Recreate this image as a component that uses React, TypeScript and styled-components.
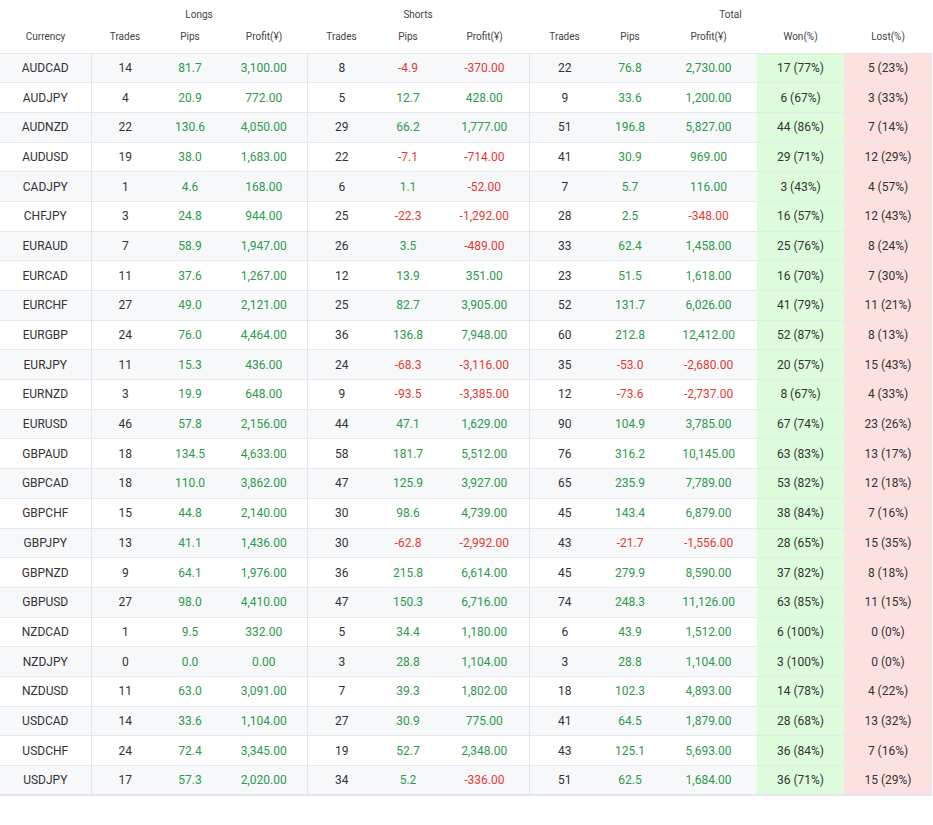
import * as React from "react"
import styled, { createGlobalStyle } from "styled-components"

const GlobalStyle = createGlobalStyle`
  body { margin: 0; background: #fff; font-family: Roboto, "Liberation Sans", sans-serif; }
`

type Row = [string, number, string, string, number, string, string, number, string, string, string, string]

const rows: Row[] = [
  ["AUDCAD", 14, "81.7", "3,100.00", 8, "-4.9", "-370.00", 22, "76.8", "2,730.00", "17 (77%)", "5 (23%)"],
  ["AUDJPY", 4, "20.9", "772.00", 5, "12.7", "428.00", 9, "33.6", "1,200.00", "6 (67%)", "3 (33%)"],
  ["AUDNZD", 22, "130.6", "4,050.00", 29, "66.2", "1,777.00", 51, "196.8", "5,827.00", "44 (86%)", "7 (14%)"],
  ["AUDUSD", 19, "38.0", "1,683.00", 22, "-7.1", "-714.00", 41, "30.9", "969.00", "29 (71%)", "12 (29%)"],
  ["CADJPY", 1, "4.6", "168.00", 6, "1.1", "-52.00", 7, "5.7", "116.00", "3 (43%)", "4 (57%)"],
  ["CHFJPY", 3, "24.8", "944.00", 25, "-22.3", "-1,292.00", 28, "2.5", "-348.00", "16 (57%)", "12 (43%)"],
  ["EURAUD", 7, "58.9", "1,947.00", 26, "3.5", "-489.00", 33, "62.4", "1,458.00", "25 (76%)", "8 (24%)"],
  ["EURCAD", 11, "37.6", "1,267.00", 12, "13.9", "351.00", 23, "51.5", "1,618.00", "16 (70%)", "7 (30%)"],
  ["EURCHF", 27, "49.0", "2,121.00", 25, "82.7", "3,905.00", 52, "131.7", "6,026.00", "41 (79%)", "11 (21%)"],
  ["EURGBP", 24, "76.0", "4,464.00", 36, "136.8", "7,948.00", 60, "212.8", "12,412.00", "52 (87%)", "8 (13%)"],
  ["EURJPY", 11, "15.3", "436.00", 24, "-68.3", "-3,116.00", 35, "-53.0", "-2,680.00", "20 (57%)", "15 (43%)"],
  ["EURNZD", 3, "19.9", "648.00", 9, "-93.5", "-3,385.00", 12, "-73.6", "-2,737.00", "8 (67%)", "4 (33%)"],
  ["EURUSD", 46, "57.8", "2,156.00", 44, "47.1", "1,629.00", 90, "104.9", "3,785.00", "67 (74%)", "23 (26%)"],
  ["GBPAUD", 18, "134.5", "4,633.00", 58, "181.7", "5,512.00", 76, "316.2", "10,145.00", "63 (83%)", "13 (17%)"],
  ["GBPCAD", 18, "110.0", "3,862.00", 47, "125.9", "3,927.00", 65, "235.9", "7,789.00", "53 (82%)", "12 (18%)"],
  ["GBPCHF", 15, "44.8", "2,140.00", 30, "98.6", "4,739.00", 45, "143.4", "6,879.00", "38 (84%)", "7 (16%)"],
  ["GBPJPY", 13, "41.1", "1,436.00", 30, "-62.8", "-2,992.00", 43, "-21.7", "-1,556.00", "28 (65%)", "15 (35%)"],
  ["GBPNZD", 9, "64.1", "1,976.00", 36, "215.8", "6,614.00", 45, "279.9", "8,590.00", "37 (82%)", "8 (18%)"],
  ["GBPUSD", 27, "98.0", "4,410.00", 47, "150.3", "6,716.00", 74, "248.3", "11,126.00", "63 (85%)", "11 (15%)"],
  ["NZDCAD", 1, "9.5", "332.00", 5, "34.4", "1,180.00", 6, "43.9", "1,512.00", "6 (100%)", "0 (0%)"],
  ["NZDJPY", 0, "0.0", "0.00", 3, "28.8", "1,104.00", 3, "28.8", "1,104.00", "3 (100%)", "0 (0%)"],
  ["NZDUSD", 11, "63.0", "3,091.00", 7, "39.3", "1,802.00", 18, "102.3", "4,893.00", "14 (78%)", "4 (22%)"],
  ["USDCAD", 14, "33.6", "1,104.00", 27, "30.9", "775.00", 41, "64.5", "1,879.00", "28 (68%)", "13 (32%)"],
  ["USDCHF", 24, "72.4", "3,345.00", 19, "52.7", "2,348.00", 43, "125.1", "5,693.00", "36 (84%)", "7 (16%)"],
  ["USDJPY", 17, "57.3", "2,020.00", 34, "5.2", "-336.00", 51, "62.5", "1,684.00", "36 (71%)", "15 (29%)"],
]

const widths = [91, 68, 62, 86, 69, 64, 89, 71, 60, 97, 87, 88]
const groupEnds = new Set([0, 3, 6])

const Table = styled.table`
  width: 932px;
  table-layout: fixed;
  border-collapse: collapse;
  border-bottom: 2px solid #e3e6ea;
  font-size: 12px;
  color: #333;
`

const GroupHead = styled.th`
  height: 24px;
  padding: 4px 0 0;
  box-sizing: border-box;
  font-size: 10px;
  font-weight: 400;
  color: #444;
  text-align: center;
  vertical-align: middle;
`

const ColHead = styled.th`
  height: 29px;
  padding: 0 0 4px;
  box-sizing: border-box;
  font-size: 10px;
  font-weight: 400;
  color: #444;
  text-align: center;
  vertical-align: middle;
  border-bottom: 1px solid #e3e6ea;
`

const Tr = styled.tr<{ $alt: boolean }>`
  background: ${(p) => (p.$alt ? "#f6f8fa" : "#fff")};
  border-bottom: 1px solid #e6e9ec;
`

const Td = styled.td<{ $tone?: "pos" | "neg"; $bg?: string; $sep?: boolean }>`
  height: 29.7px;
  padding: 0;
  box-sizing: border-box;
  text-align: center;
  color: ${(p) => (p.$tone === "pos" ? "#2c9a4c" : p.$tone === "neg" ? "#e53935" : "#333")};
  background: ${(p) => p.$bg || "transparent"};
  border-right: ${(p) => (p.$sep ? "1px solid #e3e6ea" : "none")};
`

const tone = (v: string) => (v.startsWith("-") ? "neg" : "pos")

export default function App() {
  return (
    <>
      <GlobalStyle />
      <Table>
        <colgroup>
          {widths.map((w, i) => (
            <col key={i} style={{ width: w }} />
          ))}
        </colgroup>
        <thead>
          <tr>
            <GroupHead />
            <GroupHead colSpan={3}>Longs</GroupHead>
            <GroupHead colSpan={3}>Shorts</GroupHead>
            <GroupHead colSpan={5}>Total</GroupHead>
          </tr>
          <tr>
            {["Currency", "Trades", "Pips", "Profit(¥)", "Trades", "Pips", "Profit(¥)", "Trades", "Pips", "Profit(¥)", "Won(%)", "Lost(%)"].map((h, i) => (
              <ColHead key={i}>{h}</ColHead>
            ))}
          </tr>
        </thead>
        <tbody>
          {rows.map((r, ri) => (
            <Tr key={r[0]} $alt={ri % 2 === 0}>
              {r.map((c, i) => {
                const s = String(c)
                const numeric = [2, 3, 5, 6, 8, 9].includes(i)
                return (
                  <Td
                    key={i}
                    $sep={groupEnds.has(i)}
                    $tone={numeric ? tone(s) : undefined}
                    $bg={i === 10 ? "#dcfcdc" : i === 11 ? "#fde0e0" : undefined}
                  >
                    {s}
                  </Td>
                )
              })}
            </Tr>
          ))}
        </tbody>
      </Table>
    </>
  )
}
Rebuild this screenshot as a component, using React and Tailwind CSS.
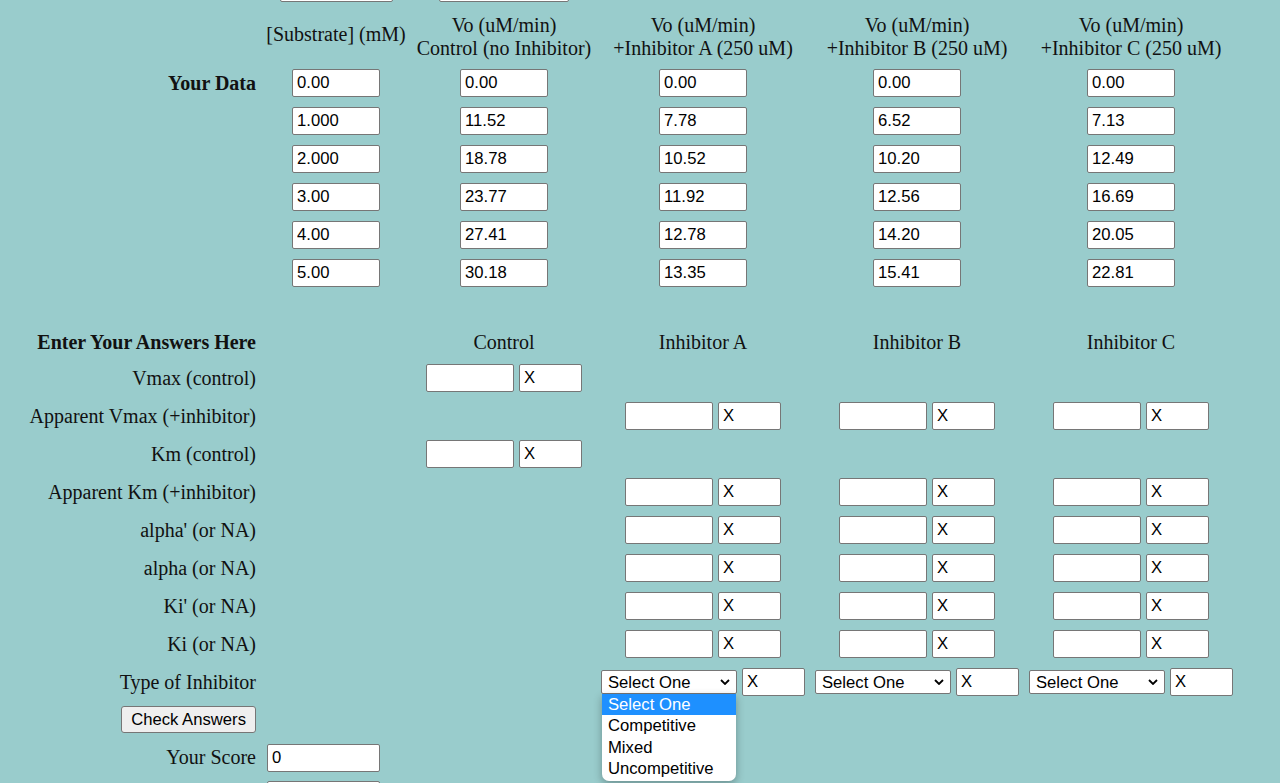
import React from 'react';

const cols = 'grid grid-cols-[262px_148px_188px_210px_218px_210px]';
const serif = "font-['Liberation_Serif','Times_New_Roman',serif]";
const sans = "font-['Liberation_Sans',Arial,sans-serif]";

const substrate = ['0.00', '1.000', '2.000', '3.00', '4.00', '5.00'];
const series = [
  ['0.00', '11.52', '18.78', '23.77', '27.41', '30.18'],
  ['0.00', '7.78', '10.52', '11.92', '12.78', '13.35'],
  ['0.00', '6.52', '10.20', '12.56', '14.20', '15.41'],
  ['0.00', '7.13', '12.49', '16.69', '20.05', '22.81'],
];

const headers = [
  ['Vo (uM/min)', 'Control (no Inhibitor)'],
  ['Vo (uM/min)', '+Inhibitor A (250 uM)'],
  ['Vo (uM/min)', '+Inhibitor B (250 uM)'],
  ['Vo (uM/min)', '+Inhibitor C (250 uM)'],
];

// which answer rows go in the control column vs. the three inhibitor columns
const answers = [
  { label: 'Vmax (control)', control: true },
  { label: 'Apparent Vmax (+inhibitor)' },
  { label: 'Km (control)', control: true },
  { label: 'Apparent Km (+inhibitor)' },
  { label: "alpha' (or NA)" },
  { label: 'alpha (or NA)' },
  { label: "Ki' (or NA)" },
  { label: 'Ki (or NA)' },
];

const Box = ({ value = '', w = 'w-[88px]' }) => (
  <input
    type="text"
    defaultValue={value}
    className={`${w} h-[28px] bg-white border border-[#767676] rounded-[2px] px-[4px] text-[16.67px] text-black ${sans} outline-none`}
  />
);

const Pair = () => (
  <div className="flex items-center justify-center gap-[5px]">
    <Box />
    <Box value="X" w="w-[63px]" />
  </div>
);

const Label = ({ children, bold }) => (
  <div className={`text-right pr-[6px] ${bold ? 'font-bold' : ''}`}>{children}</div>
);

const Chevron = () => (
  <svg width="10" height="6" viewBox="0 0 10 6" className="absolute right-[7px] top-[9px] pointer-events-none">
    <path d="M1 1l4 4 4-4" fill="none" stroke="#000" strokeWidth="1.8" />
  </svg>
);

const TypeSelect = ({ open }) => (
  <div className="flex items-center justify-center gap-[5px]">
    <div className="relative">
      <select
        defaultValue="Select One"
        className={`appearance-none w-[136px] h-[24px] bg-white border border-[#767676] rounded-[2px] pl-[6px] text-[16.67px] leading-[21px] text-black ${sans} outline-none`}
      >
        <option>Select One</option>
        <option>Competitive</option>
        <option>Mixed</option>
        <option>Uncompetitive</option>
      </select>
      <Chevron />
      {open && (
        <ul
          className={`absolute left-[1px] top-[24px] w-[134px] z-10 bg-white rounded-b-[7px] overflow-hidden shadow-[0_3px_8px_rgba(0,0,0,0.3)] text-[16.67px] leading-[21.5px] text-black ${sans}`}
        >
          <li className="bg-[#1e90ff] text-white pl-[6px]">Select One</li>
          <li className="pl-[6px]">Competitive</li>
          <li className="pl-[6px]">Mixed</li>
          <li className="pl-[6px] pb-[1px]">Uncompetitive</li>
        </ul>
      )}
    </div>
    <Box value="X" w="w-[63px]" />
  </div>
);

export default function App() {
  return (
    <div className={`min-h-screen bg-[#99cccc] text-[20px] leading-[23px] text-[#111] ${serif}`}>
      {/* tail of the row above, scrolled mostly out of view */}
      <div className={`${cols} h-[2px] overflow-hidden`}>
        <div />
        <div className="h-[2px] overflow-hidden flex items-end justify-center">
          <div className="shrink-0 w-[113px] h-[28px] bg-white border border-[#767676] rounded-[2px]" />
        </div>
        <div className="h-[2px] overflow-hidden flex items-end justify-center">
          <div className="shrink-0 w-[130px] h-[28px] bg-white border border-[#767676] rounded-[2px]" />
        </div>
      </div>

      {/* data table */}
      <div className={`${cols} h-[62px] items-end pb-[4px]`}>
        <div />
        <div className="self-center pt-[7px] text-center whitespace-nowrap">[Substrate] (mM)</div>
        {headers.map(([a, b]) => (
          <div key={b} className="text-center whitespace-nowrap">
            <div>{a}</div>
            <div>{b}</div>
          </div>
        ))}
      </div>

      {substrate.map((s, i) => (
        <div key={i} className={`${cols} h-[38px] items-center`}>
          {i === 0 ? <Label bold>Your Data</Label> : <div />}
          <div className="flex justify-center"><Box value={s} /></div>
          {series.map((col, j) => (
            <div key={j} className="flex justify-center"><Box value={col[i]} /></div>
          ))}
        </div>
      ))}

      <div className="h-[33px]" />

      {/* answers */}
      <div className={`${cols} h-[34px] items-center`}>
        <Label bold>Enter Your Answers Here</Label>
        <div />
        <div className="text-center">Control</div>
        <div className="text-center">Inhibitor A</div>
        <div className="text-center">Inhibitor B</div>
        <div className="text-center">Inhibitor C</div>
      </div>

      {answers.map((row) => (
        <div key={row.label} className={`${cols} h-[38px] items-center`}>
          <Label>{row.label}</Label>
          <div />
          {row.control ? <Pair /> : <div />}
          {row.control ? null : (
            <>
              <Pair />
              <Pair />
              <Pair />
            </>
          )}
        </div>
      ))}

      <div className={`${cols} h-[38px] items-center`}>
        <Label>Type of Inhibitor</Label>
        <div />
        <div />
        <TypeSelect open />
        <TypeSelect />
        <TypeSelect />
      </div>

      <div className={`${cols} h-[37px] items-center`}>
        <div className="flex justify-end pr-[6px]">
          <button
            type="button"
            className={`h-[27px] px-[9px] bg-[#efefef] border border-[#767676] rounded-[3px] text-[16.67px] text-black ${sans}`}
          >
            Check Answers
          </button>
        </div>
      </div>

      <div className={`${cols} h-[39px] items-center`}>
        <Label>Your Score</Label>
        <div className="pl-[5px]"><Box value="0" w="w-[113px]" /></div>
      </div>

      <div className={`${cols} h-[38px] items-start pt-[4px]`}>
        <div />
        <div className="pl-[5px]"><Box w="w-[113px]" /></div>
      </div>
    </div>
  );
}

= = = =

Given task:
Retype the records above word for word, from their first line through the line containing "string, string, string]", and leave out every picture.

Solution to this problem:
Recreate this image as a component that uses React, TypeScript and styled-components.
import * as React from "react"
import styled, { createGlobalStyle } from "styled-components"

const GlobalStyle = createGlobalStyle`
  body { margin: 0; background: #fff; font-family: Roboto, "Liberation Sans", sans-serif; }
`

type Row = [string, number, string, string, number, string, string, number, string, string, string, string]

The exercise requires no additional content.